[Rows from a dataset of pages and code]
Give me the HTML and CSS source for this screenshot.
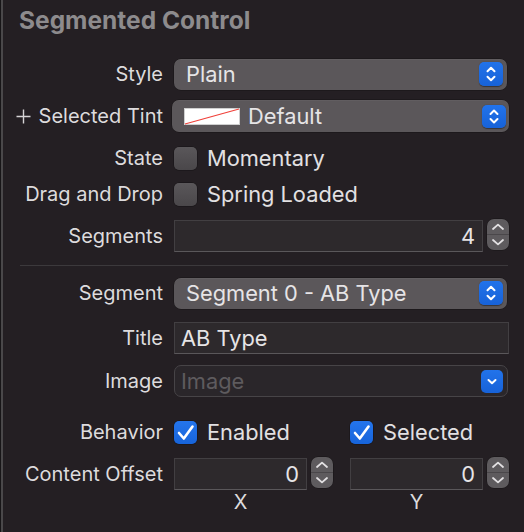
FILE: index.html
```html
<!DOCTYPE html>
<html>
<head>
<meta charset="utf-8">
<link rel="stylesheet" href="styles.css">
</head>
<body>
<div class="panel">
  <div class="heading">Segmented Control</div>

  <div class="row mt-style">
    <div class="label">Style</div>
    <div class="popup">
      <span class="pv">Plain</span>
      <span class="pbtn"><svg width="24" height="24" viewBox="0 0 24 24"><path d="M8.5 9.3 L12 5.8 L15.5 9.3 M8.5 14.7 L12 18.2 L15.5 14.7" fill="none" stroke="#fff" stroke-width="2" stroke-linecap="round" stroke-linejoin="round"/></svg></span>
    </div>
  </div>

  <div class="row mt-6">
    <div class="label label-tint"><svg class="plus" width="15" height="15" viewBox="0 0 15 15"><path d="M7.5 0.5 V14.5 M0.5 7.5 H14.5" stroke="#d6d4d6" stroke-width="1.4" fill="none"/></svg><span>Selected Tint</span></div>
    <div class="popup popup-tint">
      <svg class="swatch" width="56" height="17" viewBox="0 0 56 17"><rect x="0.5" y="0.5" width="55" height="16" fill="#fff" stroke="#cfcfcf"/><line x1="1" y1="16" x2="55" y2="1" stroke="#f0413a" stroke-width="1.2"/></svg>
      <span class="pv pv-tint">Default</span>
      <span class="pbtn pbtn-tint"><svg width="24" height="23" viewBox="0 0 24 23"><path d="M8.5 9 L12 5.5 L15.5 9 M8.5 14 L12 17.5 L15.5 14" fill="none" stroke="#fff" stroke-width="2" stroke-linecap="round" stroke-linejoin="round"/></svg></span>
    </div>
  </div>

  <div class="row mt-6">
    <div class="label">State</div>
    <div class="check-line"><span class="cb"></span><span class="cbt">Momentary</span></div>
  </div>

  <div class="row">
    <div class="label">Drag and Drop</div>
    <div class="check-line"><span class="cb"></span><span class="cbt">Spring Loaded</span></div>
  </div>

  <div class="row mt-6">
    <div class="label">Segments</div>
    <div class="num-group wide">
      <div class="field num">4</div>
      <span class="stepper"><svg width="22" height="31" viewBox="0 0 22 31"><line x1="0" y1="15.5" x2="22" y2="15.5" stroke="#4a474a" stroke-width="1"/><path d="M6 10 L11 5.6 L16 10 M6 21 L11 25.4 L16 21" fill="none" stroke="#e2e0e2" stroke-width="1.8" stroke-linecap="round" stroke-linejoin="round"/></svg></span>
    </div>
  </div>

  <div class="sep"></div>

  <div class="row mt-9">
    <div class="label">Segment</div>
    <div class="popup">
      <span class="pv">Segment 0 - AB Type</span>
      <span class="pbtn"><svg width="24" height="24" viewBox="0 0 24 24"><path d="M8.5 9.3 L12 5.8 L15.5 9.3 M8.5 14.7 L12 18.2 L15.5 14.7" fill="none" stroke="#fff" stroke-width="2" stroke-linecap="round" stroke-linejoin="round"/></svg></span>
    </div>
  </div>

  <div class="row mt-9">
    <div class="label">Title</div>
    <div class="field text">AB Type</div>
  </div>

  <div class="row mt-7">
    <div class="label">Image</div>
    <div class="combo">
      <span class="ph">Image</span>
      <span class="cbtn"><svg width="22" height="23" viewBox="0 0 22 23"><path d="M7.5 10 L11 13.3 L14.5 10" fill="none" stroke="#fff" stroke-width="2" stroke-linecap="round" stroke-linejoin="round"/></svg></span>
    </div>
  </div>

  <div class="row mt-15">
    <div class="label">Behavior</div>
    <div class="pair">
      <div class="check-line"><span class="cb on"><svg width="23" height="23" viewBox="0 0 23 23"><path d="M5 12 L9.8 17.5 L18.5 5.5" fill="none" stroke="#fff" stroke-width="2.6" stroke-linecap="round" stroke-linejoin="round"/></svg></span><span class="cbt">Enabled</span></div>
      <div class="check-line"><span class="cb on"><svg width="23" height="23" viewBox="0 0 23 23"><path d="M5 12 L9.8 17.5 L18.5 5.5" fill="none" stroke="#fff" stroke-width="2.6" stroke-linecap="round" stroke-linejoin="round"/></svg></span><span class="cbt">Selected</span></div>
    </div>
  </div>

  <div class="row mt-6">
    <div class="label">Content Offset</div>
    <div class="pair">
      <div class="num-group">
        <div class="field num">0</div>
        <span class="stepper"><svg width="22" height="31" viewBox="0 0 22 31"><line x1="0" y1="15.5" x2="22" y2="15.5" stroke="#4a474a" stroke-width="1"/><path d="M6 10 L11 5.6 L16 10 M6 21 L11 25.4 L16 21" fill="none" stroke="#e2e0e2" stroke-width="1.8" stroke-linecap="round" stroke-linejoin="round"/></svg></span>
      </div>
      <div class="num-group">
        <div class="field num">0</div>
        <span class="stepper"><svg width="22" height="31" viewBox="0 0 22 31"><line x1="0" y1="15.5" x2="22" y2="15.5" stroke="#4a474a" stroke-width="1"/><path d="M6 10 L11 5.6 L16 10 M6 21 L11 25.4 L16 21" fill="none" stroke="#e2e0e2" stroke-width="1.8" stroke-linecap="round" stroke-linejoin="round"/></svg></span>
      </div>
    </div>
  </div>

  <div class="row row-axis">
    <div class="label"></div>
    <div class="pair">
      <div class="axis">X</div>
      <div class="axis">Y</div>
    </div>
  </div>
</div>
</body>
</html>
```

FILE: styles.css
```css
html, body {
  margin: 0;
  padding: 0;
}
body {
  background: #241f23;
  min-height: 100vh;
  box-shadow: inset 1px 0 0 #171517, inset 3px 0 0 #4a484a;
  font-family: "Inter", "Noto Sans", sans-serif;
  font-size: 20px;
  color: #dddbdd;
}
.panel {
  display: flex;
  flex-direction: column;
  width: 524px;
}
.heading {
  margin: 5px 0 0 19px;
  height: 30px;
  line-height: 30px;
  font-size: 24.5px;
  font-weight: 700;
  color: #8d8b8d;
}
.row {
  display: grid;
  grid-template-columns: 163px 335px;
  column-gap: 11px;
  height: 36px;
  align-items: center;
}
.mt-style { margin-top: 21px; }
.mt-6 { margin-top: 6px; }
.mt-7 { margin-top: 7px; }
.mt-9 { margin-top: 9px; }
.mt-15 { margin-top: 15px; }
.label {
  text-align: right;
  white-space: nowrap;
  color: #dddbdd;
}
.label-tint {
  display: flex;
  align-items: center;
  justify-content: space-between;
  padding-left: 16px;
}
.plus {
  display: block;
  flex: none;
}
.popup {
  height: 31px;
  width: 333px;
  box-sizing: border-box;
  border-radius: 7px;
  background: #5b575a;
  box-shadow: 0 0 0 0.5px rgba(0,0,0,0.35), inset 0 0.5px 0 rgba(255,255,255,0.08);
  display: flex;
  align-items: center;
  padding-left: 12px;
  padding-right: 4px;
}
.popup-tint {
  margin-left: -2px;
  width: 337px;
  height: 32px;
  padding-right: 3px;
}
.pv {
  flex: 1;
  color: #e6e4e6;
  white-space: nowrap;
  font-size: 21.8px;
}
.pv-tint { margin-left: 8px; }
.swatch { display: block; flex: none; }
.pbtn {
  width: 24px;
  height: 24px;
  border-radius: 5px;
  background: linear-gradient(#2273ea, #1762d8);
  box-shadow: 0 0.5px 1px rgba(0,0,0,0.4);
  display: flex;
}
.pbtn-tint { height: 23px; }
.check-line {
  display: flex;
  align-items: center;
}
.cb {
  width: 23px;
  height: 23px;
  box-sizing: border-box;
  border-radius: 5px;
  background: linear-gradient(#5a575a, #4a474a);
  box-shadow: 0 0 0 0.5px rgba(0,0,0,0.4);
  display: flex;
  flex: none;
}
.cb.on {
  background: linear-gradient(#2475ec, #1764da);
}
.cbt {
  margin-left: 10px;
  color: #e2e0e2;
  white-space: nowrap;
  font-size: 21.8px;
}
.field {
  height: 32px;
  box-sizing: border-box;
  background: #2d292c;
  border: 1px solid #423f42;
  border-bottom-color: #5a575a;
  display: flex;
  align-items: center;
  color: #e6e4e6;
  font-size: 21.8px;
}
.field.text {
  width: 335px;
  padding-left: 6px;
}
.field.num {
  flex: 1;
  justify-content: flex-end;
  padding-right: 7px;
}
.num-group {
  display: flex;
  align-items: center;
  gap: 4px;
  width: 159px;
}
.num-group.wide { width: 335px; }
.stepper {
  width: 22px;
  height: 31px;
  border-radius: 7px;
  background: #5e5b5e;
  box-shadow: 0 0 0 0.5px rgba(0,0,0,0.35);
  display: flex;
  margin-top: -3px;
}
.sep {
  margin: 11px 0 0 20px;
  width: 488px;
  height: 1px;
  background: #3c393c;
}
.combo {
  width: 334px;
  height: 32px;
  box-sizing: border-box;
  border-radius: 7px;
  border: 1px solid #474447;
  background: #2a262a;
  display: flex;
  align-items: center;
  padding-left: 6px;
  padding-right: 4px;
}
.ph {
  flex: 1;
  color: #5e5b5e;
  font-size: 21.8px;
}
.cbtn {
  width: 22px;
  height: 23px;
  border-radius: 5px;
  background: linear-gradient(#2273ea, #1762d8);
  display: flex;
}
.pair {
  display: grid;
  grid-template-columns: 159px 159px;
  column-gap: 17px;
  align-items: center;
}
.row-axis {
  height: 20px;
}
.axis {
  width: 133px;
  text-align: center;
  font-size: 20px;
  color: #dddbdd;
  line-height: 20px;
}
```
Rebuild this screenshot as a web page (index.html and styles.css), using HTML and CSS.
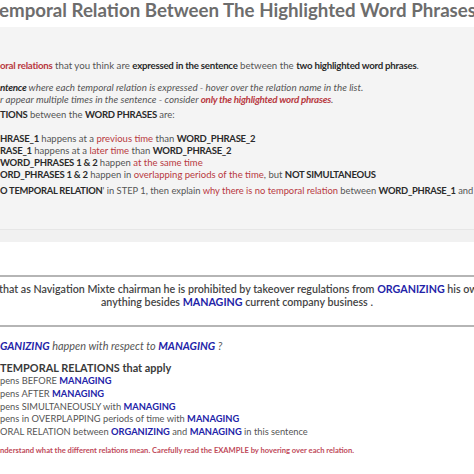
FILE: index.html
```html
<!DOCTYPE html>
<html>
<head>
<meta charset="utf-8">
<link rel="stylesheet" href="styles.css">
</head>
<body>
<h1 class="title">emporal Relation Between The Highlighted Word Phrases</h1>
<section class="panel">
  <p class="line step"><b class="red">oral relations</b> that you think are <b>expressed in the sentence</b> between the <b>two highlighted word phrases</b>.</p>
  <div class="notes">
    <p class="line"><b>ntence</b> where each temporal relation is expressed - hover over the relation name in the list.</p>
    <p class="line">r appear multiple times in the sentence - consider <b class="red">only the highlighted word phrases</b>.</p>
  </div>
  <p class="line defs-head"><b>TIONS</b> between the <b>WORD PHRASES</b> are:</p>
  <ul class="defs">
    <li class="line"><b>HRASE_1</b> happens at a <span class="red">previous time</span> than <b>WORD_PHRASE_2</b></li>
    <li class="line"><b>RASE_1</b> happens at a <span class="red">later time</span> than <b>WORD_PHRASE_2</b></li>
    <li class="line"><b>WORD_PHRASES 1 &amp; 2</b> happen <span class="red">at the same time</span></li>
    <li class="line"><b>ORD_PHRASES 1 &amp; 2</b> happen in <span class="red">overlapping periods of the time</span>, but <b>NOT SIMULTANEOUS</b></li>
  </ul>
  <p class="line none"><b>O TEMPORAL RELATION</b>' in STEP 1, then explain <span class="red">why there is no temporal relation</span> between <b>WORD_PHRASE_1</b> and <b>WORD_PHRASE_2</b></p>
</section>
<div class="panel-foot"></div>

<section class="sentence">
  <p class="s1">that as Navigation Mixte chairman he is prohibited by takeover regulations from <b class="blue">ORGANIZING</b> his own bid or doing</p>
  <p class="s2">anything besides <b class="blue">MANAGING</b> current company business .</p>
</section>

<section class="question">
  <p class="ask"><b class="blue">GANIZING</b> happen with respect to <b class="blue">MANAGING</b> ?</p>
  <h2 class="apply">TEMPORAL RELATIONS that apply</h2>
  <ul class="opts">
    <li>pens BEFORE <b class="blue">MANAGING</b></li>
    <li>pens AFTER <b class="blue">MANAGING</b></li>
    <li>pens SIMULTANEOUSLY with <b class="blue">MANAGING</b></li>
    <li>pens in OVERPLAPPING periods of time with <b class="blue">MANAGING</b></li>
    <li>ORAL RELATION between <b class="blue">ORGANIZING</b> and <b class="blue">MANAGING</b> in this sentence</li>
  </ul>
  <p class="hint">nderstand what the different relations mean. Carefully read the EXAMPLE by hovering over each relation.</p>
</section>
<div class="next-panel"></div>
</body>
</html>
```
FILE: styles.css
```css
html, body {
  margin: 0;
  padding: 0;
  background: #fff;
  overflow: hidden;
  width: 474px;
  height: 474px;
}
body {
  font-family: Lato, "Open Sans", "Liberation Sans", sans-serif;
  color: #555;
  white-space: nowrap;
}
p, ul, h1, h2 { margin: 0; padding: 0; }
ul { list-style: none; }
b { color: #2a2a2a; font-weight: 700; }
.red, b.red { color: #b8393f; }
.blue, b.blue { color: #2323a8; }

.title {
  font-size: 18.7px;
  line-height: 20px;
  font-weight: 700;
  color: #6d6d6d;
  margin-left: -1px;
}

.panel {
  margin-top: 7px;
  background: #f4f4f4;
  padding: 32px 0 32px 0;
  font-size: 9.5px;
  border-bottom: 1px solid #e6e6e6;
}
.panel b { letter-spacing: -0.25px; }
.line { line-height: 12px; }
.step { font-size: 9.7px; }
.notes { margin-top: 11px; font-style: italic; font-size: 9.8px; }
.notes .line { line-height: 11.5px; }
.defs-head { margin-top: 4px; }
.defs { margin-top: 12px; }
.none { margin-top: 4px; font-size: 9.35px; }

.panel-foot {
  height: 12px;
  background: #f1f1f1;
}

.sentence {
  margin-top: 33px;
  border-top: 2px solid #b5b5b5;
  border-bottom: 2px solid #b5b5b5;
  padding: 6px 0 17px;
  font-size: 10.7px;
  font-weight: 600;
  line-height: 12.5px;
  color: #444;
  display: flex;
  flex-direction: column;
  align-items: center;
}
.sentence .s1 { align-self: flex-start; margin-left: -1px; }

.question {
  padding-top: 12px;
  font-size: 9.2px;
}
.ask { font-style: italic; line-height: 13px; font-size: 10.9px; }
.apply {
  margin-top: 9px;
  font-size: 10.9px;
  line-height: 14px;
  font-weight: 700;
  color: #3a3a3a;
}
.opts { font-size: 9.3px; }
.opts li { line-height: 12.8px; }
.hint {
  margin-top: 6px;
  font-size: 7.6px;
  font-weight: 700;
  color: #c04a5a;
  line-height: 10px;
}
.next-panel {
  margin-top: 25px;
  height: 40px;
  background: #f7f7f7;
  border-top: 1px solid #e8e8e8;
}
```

> [Written problem]: Find "screenshot". Copy every line it occurs in.

> [Solution to the problem]:
Give me the HTML and CSS source for this screenshot.
Rebuild this screenshot as a web page (index.html and styles.css), using HTML and CSS.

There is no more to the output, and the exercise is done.